I can’t thank you enough for this wonderful script.
Before I found this I used to clean urls using str_replace for each kind of special character…this script has saved me tons of time.
!! 5 STARS !!
Very nice indeed!!!
Wow,
This is the shortest solution I’ve ever seen. Nice, clean code, congrats and thanks.
Thank you very much, it’s just what I was looking for this morning.
Just one thing: I don’t understand what you intended to do with:
$str = str_replace((array)$replace, ‘ ‘, $str);
and how do you expect to pass the $replace parameter. The default is array() but in the example below you pass “‘” that is a string and in the function i’ts converted to array(”‘”). But what if I pass “‘,;.”, it will be converted into array(”‘,;.”) by (array)$replace and it won’t work as expected in str_replace(). I should pass the $replace parameter directly as an array(”‘”,”,”,”;”,”.”) instead.
Hope it helps if I got the point, otherwise I didn’t get that part of the code.
If the above is valid, then if you want to specify the $delimiter using the default $replace empty array(), you may want to modify the function to check for $replace type with is_string or !is_array:
if(is_string($replace)) { // gonna use default $replace
$delimiter = $replace;
$replace = array();
}
Bye.
@francesco: yes the $replace parameter must be an array so that you can specify multiple character delimiters (have a look at the custom delimiters example). It shouldn’t be needed to check if the parameter is a string or an array. I convert it to array anyway and it should work.
If you don’t want to worry about setlocale() causing you problems, I’d recommend merging this example with the example on this page - http://www.randomsequence.com/articles/removing-accented-utf-8-characters-with-php/
Possibly the best article on the subject. Thank you.
It’s very nice… but how about website that are not in a US locale?
setlocale(LC_ALL, ‘en_US.UTF8′);
It will mess up the settings, is there anyway around this?
@Chris,
you can use any locale you have installed on your system, I’d suggest to stick with UTF8 though (it_IT.UTF8, fr_FR.UTF8, etc…).

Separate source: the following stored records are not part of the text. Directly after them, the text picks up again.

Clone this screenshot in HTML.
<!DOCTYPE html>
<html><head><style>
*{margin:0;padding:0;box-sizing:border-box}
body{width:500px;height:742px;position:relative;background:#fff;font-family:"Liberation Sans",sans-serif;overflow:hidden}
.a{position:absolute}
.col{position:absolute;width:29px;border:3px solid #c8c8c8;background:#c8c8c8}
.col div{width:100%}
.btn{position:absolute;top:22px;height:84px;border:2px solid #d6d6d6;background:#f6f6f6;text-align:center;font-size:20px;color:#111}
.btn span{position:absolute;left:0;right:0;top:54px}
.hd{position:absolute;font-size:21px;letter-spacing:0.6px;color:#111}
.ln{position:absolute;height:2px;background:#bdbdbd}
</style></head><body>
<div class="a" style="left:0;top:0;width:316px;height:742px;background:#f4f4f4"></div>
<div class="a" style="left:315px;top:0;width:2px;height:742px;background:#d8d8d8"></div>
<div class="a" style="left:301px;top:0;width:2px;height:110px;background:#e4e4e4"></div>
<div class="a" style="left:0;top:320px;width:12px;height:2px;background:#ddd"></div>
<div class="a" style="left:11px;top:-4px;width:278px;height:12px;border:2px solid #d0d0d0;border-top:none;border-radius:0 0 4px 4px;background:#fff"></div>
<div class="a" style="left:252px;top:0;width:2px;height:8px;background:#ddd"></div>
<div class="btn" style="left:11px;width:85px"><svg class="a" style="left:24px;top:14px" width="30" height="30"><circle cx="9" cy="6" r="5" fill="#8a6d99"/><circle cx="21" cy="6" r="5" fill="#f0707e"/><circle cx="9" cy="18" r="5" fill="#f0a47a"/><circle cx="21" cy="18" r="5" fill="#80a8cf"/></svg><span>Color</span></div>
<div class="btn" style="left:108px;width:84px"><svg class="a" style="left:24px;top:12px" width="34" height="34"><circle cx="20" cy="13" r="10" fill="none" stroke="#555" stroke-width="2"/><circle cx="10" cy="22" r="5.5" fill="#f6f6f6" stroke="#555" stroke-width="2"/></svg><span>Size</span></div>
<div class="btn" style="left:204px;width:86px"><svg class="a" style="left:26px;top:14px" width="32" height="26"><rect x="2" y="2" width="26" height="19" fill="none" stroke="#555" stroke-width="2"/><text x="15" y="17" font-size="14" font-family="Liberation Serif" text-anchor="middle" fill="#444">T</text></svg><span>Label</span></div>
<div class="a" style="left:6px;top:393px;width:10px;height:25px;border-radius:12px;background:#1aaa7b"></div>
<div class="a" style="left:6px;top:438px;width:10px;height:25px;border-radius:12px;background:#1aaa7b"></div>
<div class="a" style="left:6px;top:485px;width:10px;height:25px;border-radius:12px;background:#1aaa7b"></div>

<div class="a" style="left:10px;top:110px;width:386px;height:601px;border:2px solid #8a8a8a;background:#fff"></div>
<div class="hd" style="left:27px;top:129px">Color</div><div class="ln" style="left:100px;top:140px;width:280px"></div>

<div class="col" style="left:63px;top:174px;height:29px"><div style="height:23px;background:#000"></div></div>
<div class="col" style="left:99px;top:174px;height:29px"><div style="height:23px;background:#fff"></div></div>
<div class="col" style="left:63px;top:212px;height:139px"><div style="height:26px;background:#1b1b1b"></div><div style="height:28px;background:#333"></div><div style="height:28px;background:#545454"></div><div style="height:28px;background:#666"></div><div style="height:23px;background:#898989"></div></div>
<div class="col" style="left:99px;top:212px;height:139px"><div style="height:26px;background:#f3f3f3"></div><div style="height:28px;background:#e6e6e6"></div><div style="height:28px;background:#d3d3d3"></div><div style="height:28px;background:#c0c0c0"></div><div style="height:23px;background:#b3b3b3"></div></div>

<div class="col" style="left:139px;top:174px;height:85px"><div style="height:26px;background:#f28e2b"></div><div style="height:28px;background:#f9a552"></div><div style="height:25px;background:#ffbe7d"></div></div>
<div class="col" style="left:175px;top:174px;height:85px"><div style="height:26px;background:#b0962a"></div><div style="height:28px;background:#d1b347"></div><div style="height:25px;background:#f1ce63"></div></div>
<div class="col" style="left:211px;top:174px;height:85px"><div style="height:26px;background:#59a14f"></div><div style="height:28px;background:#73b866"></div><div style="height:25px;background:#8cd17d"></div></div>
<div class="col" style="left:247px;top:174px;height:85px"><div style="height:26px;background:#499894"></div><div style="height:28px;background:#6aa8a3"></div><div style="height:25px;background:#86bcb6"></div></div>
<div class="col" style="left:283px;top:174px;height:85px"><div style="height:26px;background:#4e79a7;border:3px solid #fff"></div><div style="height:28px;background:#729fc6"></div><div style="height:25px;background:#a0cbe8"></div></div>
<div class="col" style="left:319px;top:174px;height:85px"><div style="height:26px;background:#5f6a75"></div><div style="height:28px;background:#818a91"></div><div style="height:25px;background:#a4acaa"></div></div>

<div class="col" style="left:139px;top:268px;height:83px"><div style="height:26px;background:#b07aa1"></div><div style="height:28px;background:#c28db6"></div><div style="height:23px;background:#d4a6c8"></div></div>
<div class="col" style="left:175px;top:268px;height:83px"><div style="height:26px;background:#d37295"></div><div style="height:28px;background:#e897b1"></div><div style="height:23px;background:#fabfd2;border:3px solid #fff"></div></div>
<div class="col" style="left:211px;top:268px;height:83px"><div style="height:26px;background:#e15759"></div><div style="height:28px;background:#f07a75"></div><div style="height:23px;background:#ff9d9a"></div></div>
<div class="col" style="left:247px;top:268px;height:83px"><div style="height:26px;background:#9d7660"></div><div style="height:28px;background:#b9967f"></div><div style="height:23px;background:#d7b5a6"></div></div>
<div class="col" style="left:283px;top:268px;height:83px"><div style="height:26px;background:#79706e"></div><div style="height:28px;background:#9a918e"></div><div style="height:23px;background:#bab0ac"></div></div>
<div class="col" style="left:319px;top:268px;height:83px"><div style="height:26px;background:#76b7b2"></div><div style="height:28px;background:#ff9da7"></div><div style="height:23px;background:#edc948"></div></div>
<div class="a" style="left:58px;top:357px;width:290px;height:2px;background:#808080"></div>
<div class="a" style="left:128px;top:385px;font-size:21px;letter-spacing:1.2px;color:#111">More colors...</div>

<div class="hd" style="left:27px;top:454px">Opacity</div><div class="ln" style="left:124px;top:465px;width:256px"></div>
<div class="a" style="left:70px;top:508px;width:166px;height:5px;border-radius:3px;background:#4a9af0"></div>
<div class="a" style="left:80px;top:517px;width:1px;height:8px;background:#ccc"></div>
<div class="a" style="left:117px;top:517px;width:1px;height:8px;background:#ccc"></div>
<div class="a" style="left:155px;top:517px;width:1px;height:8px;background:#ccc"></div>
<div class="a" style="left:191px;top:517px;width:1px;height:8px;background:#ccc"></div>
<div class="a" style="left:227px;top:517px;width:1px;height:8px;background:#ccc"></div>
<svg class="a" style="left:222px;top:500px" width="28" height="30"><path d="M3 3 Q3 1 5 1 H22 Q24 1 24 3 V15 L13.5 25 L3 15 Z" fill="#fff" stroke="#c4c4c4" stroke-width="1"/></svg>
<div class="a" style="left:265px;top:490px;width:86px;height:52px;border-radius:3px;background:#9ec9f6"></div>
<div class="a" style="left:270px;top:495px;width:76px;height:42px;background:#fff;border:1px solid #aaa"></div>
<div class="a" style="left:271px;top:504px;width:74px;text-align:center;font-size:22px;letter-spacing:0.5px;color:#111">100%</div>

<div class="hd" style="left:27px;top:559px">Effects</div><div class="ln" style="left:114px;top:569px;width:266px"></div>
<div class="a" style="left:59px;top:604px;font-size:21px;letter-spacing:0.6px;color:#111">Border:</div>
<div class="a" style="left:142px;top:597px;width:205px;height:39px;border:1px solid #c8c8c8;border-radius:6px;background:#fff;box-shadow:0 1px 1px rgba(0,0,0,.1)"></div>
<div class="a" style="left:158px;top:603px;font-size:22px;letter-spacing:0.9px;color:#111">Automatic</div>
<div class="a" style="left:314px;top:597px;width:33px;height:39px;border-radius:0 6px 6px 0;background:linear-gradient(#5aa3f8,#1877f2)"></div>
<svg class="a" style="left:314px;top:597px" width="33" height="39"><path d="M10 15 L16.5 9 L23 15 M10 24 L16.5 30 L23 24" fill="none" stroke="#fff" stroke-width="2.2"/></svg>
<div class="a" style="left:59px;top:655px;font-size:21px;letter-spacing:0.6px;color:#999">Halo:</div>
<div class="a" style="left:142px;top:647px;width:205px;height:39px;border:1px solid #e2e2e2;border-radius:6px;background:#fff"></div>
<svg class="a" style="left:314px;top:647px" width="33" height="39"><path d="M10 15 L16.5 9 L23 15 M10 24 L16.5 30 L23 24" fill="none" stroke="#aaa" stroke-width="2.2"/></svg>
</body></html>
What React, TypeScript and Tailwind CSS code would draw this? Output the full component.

If that is not possible remember to change the iconv parameter as well.
In your third and fourth examples, you trim the cleaned string from dashes. Is there a reason for this, or should it be trimmed by the delimiter?
$clean = strtolower(trim($clean, ‘-’));
to
$clean = strtolower(trim($clean, $delimiter));
Aled, thanks for pointing that out. Actually you’d need to trim for all the following characters: /_|+ -
It’s just to be sure that the string doesn’t end with a delimiter.

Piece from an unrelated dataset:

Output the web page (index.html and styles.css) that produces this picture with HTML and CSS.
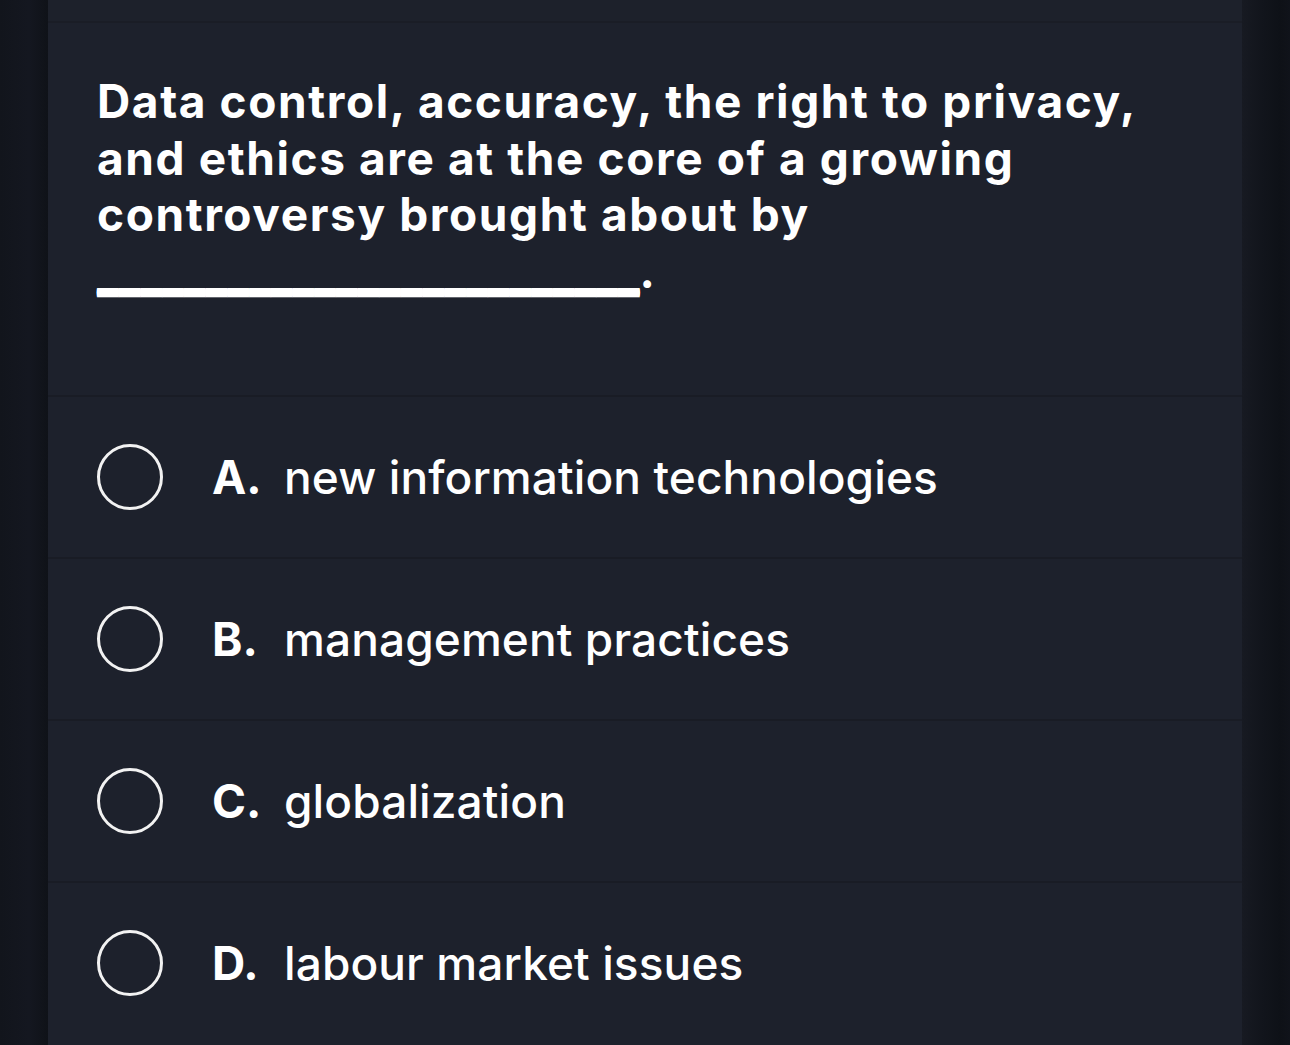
FILE: index.html
```html
<!DOCTYPE html>
<html>
<head>
<meta charset="utf-8">
<link rel="stylesheet" href="styles.css">
</head>
<body>
<div class="page">
  <div class="gutter left"></div>
  <main class="panel">
    <div class="top-strip"></div>
    <section class="question">
      <p class="q-text">Data control, accuracy, the right to privacy, and ethics are at the core of a growing controversy brought about by <span class="blank">_________________________</span>.</p>
    </section>
    <ul class="options">
      <li class="option"><span class="radio"></span><span class="letter">A.</span><span class="label">new information technologies</span></li>
      <li class="option"><span class="radio"></span><span class="letter">B.</span><span class="label">management practices</span></li>
      <li class="option"><span class="radio"></span><span class="letter">C.</span><span class="label">globalization</span></li>
      <li class="option"><span class="radio"></span><span class="letter">D.</span><span class="label">labour market issues</span></li>
    </ul>
  </main>
  <div class="gutter right"></div>
</div>
</body>
</html>
```

FILE: styles.css
```css
html, body {
  margin: 0;
  padding: 0;
  background: #11141a;
}
body {
  font-family: Inter, "Noto Sans", "Liberation Sans", sans-serif;
  color: #ffffff;
}
.page {
  display: flex;
  width: 1290px;
  height: 1045px;
  overflow: hidden;
}
.gutter {
  width: 48px;
  flex: none;
}
.gutter.left {
  background: linear-gradient(90deg, #12151c 0%, #141720 60%, #0f1218 100%);
}
.gutter.right {
  background: linear-gradient(90deg, #171a22 0%, #12151c 40%, #0e1117 80%, #10131a 100%);
}
.panel {
  width: 1194px;
  flex: none;
  background: #1d212c;
  display: flex;
  flex-direction: column;
}
.top-strip {
  height: 21px;
  background: #1d212b;
  border-bottom: 2px solid #1a1d26;
}
.question {
  padding: 50px 95px 96px 49px;
}
.q-text {
  margin: 0;
  font-size: 46px;
  line-height: 56.5px;
  font-weight: 700;
  letter-spacing: 1.6px;
}
.blank {
  letter-spacing: -0.2px;
  text-shadow: 0 1px 0 #ffffff, 0 2px 0 #ffffff, 0 3px 0 #ffffff, 0 4px 0 #ffffff;
}
.options {
  list-style: none;
  margin: 0;
  padding: 0;
}
.option {
  height: 160px;
  border-top: 2px solid #191c25;
  display: flex;
  align-items: center;
  padding-left: 49px;
}
.radio {
  width: 60px;
  height: 60px;
  border: 3px solid #f2f2f2;
  border-radius: 50%;
  flex: none;
  margin-right: 49px;
}
.letter {
  width: 72px;
  flex: none;
  font-size: 46px;
  font-weight: 700;
}
.label {
  font-size: 46px;
  font-weight: 500;
  letter-spacing: 0.1px;
}
```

The perfect PHP clean url generator…
via: http://cubiq.org/the-perfect-php-clean-url-generator/12
In my hunt for the perfect clean url (smart url, slug, permalink, whatever) generator Ive always slipped in some exception or bug that made the function a piece of junk. But I recently foun…
This is an odd request, but if I wanted to keep UTF-8 characters but continue to strip miscellaneous characters such as ASCII punctuation, how would I modify this function?
I know it’s not SEO preferred but our niche apps need their native encoding (UTF-8) and not ASCII substitutions.
@Mike: I’m afraid you have to create an array of chatacters you wish to substitute.
Sorry for double comment, I tried the original function and it’s simply deleting all our Russian/Chinese/etc. encoded strings. If you could help me with a modification that keeps UTF-8 characters but cleans out punctuation I would be much obliged. =)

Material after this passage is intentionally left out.